Out of six heads of state, only three survived being killed or displaced by military coups in the north-central country.
Chad’s last president, Idriss Déby, was killed in battle against a strong rebel force known as the Front for Change and Concord in Chad (FACT). After his death, the military suspended the constitution and placed Derby’s son, Mahamat Deby, at the hem of the Transitional Military Council.
The new leader recently proposed a reconciliation dialogue with rebels and members of the civil society that would allow the TMC to usher in a democratic government. The warring groups would put forward their list of preconditions, which would then be presented to the government.
Some 300 rebels and 50 group delegates journeyed to Qatar to join the dialogue planned for May 10. But ongoing early-stage negotiations have made the process move at a snail’s pace amid a series of walkouts and stoppages.
Experts believe the transitional government came with the intention not to seal a reconciliation deal but to infiltrate the groups with splinter factions and former rebel leaders who have already joined the interim government.

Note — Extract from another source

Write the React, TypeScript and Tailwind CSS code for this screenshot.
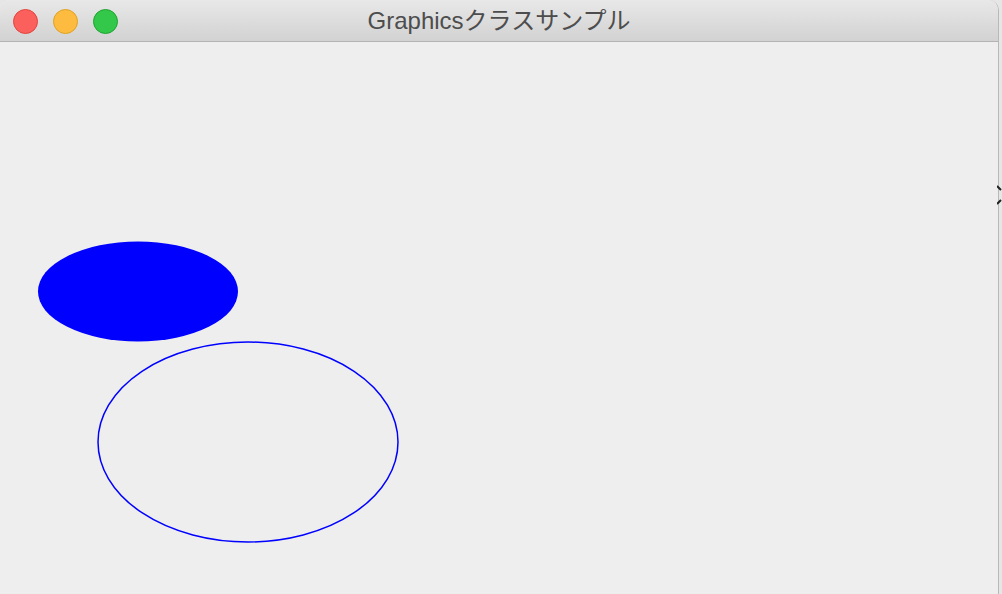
export default function App() {
  const lights = [
    { bg: "bg-[#fc605c]", border: "border-[#e0443e]" },
    { bg: "bg-[#fdbc40]", border: "border-[#dea123]" },
    { bg: "bg-[#34c84a]", border: "border-[#1fa42f]" },
  ];

  return (
    <div className="relative h-[594px] w-[1002px] overflow-hidden bg-[#e6e6e6]">
      <div className="flex h-full w-[999px] flex-col overflow-hidden rounded-t-[10px] border-r border-[#b8b8b8] bg-[#eeeeee]">
        <div className="relative flex h-[42px] shrink-0 items-center justify-center border-b border-[#b3b3b3] bg-gradient-to-b from-[#e8e8e8] to-[#d2d2d2]">
          <div className="absolute left-[13px] top-[9px] flex gap-[15px]">
            {lights.map((l, i) => (
              <span
                key={i}
                className={`h-[25px] w-[25px] rounded-full border ${l.bg} ${l.border}`}
              />
            ))}
          </div>
          <span
            className="pt-[1px] text-[24px] leading-none text-[#4d4d4d]"
            style={{ fontFamily: '"Liberation Sans", "Noto Sans CJK JP", sans-serif' }}
          >
            Graphicsクラスサンプル
          </span>
        </div>
        <div className="relative flex-1">
          <svg width="999" height="552" className="block">
            <ellipse cx="138" cy="249.5" rx="100" ry="50" fill="#0000ff" />
            <ellipse
              cx="248"
              cy="400"
              rx="150"
              ry="100"
              fill="none"
              stroke="#0000ff"
              strokeWidth="1.5"
            />
          </svg>
        </div>
      </div>
      <svg className="absolute left-[997px] top-[182px]" width="5" height="26">
        <path d="M0 4 L4 8 M0 22 L4 18" stroke="#222" strokeWidth="2" fill="none" />
      </svg>
    </div>
  );
}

While this argument might carry some truth, we would rather focus on the tensions that might escalate by putting all the warring groups in one hotel. Both rebel groups and delegates of Chad’s ruling military transitional council were lodged at the JW Marriott Marquis in Qatari. More than a few disagreements have been reported since the groups checked into their hotel last month and the heightening tensions could mean there is more to come.
So far, delegators for the TMC have been able to maintain the peace and it is safe to report that the pre-dialogue is still in full swing, although no one is sure when it would transcend to the much-awaited stage.